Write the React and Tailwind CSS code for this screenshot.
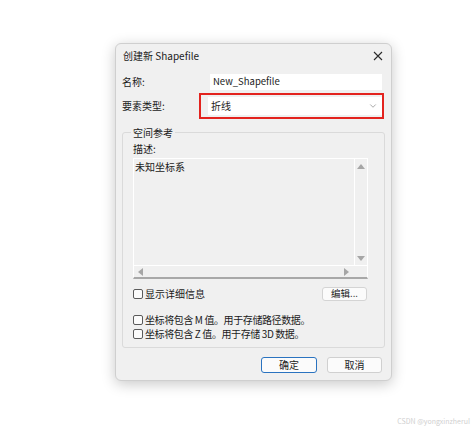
import { ChevronDown } from "lucide-react";

const font = { fontFamily: '"Noto Sans CJK SC", "Noto Sans", sans-serif' };

const Checkbox = () => (
    <span className="w-[10px] h-[10px] border border-[#5a5a5a] rounded-[2px] bg-[#fbfbfb] shrink-0" />
);

const Tri = ({ dir }) => {
    const pts = {
        up: "0,5 4,0 8,5",
        down: "0,0 8,0 4,5",
        left: "5,0 5,8 0,4",
        right: "0,0 0,8 5,4",
    }[dir];
    const vertical = dir === "up" || dir === "down";
    return (
        <svg width={vertical ? 8 : 5} height={vertical ? 5 : 8} viewBox={vertical ? "0 0 8 5" : "0 0 5 8"}>
            <polygon points={pts} fill="#a6a6a6" />
        </svg>
    );
};

export default function App() {
    return (
        <div className="w-[474px] h-[431px] bg-white overflow-hidden pt-[43px] pl-[115px] text-[#1b1b1b]" style={font}>
            {/* 对话框 */}
            <div className="w-[277px] h-[338px] bg-[#f0f0f0] rounded-[6px] border border-[#cfcfcf] shadow-[0_3px_14px_rgba(0,0,0,0.22)] flex flex-col">
                {/* 标题栏 */}
                <div className="h-[23px] flex items-center justify-between pl-[7px] pr-[8px]">
                    <span className="text-[10px] leading-none">创建新 Shapefile</span>
                    <svg width="10" height="10" viewBox="0 0 10 10" className="mt-[1px]">
                        <path d="M1 1 L9 9 M9 1 L1 9" stroke="#2a2a2a" strokeWidth="1.1" />
                    </svg>
                </div>

                {/* 名称 */}
                <div className="mt-[7px] h-[16px] flex items-center">
                    <span className="w-[94px] pl-[6px] text-[10px] leading-none">名称:</span>
                    <div className="w-[172px] h-[16px] bg-white flex items-center pl-[3px] text-[9.5px] leading-none">
                        New_Shapefile
                    </div>
                </div>

                {/* 要素类型 */}
                <div className="mt-[3px] h-[26px] flex items-center">
                    <span className="w-[83px] pl-[6px] text-[10px] leading-none">要素类型:</span>
                    <div className="w-[185px] h-[26px] border-2 border-[#e3231e] flex items-center pl-[7px]">
                        <div className="w-[174px] h-[18px] bg-white flex items-center justify-between pl-[3px] pr-[4px]">
                            <span className="text-[10px] leading-none">折线</span>
                            <ChevronDown size={10} strokeWidth={1.2} color="#555" />
                        </div>
                    </div>
                </div>

                {/* 空间参考 */}
                <fieldset className="mt-[6px] mx-[6px] w-[262px] border border-[#dadada] rounded-[3px] pl-[10px] pr-[16px] pb-[7px]">
                    <legend className="-ml-[2px] px-[2px] text-[10px] leading-[15px]">空间参考</legend>
                    <div className="mt-[2px] text-[10px] leading-[14px]">描述:</div>
                    <div className="mt-[2px] w-[235px] h-[121px] border border-white border-b-2 border-b-[#a8a8a8] flex flex-col">
                        <div className="flex-1 flex">
                            <div className="flex-1 px-[1px] pt-[1px] text-[10px] leading-[14px]">未知坐标系</div>
                            <div className="w-[13px] border-l border-white flex flex-col items-center justify-between pt-[5px] pb-[4px]">
                                <Tri dir="up" />
                                <Tri dir="down" />
                            </div>
                        </div>
                        <div className="h-[12px] flex items-center justify-between pl-[4px] pr-[18px] border-t border-white">
                            <Tri dir="left" />
                            <Tri dir="right" />
                        </div>
                    </div>

                    <div className="mt-[8px] h-[14px] flex items-center justify-between">
                        <label className="flex items-center gap-[2px] text-[10px] leading-none">
                            <Checkbox />
                            显示详细信息
                        </label>
                        <button className="w-[45px] h-[14px] mr-[1px] bg-[#fbfbfb] border border-[#d4d4d4] rounded-[3px] text-[9.5px] leading-none">
                            编辑...
                        </button>
                    </div>

                    <label className="mt-[12px] h-[13px] flex items-center gap-[2px] text-[10px] leading-none whitespace-nowrap">
                        <Checkbox />
                        <span className="tracking-[-0.4px]">坐标将包含 M 值。用于存储路径数据。</span>
                    </label>
                    <label className="mt-[1px] h-[13px] flex items-center gap-[2px] text-[10px] leading-none whitespace-nowrap">
                        <Checkbox />
                        <span className="tracking-[-0.4px]">坐标将包含 Z 值。用于存储 3D 数据。</span>
                    </label>
                </fieldset>

                {/* 按钮 */}
                <div className="mt-[9px] flex justify-end gap-[10px] pr-[9px]">
                    <button className="w-[56px] h-[16px] bg-[#fbfbfb] border border-[#2a73c0] rounded-[3px] text-[10px] leading-none">
                        确定
                    </button>
                    <button className="w-[55px] h-[16px] bg-[#fbfbfb] border border-[#d0d0d0] rounded-[3px] text-[10px] leading-none">
                        取消
                    </button>
                </div>
            </div>

            {/* 水印 */}
            <div className="mt-[36px] w-[355px] flex justify-end text-[7px] leading-[8px] text-[#cfcfcf]">
                CSDN @yongxinzheruI
            </div>
        </div>
    );
}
◇ ◇ ◇
◆ The exercise
Ignore the images and quote every line of the listing exactly.

◆ Correct result
Write the React and Tailwind CSS code for this screenshot.
import { ChevronDown } from "lucide-react";

const font = { fontFamily: '"Noto Sans CJK SC", "Noto Sans", sans-serif' };

const Checkbox = () => (
    <span className="w-[10px] h-[10px] border border-[#5a5a5a] rounded-[2px] bg-[#fbfbfb] shrink-0" />
);

const Tri = ({ dir }) => {
    const pts = {
        up: "0,5 4,0 8,5",
        down: "0,0 8,0 4,5",
        left: "5,0 5,8 0,4",
        right: "0,0 0,8 5,4",
    }[dir];
    const vertical = dir === "up" || dir === "down";
    return (
        <svg width={vertical ? 8 : 5} height={vertical ? 5 : 8} viewBox={vertical ? "0 0 8 5" : "0 0 5 8"}>
            <polygon points={pts} fill="#a6a6a6" />
        </svg>
    );
};

export default function App() {
    return (
        <div className="w-[474px] h-[431px] bg-white overflow-hidden pt-[43px] pl-[115px] text-[#1b1b1b]" style={font}>
            {/* 对话框 */}
            <div className="w-[277px] h-[338px] bg-[#f0f0f0] rounded-[6px] border border-[#cfcfcf] shadow-[0_3px_14px_rgba(0,0,0,0.22)] flex flex-col">
                {/* 标题栏 */}
                <div className="h-[23px] flex items-center justify-between pl-[7px] pr-[8px]">
                    <span className="text-[10px] leading-none">创建新 Shapefile</span>
                    <svg width="10" height="10" viewBox="0 0 10 10" className="mt-[1px]">
                        <path d="M1 1 L9 9 M9 1 L1 9" stroke="#2a2a2a" strokeWidth="1.1" />
                    </svg>
                </div>

                {/* 名称 */}
                <div className="mt-[7px] h-[16px] flex items-center">
                    <span className="w-[94px] pl-[6px] text-[10px] leading-none">名称:</span>
                    <div className="w-[172px] h-[16px] bg-white flex items-center pl-[3px] text-[9.5px] leading-none">
                        New_Shapefile
                    </div>
                </div>

                {/* 要素类型 */}
                <div className="mt-[3px] h-[26px] flex items-center">
                    <span className="w-[83px] pl-[6px] text-[10px] leading-none">要素类型:</span>
                    <div className="w-[185px] h-[26px] border-2 border-[#e3231e] flex items-center pl-[7px]">
                        <div className="w-[174px] h-[18px] bg-white flex items-center justify-between pl-[3px] pr-[4px]">
                            <span className="text-[10px] leading-none">折线</span>
                            <ChevronDown size={10} strokeWidth={1.2} color="#555" />
                        </div>
                    </div>
                </div>

                {/* 空间参考 */}
                <fieldset className="mt-[6px] mx-[6px] w-[262px] border border-[#dadada] rounded-[3px] pl-[10px] pr-[16px] pb-[7px]">
                    <legend className="-ml-[2px] px-[2px] text-[10px] leading-[15px]">空间参考</legend>
                    <div className="mt-[2px] text-[10px] leading-[14px]">描述:</div>
                    <div className="mt-[2px] w-[235px] h-[121px] border border-white border-b-2 border-b-[#a8a8a8] flex flex-col">
                        <div className="flex-1 flex">
                            <div className="flex-1 px-[1px] pt-[1px] text-[10px] leading-[14px]">未知坐标系</div>
                            <div className="w-[13px] border-l border-white flex flex-col items-center justify-between pt-[5px] pb-[4px]">
                                <Tri dir="up" />
                                <Tri dir="down" />
                            </div>
                        </div>
                        <div className="h-[12px] flex items-center justify-between pl-[4px] pr-[18px] border-t border-white">
                            <Tri dir="left" />
                            <Tri dir="right" />
                        </div>
                    </div>

                    <div className="mt-[8px] h-[14px] flex items-center justify-between">
                        <label className="flex items-center gap-[2px] text-[10px] leading-none">
                            <Checkbox />
                            显示详细信息
                        </label>
                        <button className="w-[45px] h-[14px] mr-[1px] bg-[#fbfbfb] border border-[#d4d4d4] rounded-[3px] text-[9.5px] leading-none">
                            编辑...
                        </button>
                    </div>

                    <label className="mt-[12px] h-[13px] flex items-center gap-[2px] text-[10px] leading-none whitespace-nowrap">
                        <Checkbox />
                        <span className="tracking-[-0.4px]">坐标将包含 M 值。用于存储路径数据。</span>
                    </label>
                    <label className="mt-[1px] h-[13px] flex items-center gap-[2px] text-[10px] leading-none whitespace-nowrap">
                        <Checkbox />
                        <span className="tracking-[-0.4px]">坐标将包含 Z 值。用于存储 3D 数据。</span>
                    </label>
                </fieldset>

                {/* 按钮 */}
                <div className="mt-[9px] flex justify-end gap-[10px] pr-[9px]">
                    <button className="w-[56px] h-[16px] bg-[#fbfbfb] border border-[#2a73c0] rounded-[3px] text-[10px] leading-none">
                        确定
                    </button>
                    <button className="w-[55px] h-[16px] bg-[#fbfbfb] border border-[#d0d0d0] rounded-[3px] text-[10px] leading-none">
                        取消
                    </button>
                </div>
            </div>

            {/* 水印 */}
            <div className="mt-[36px] w-[355px] flex justify-end text-[7px] leading-[8px] text-[#cfcfcf]">
                CSDN @yongxinzheruI
            </div>
        </div>
    );
}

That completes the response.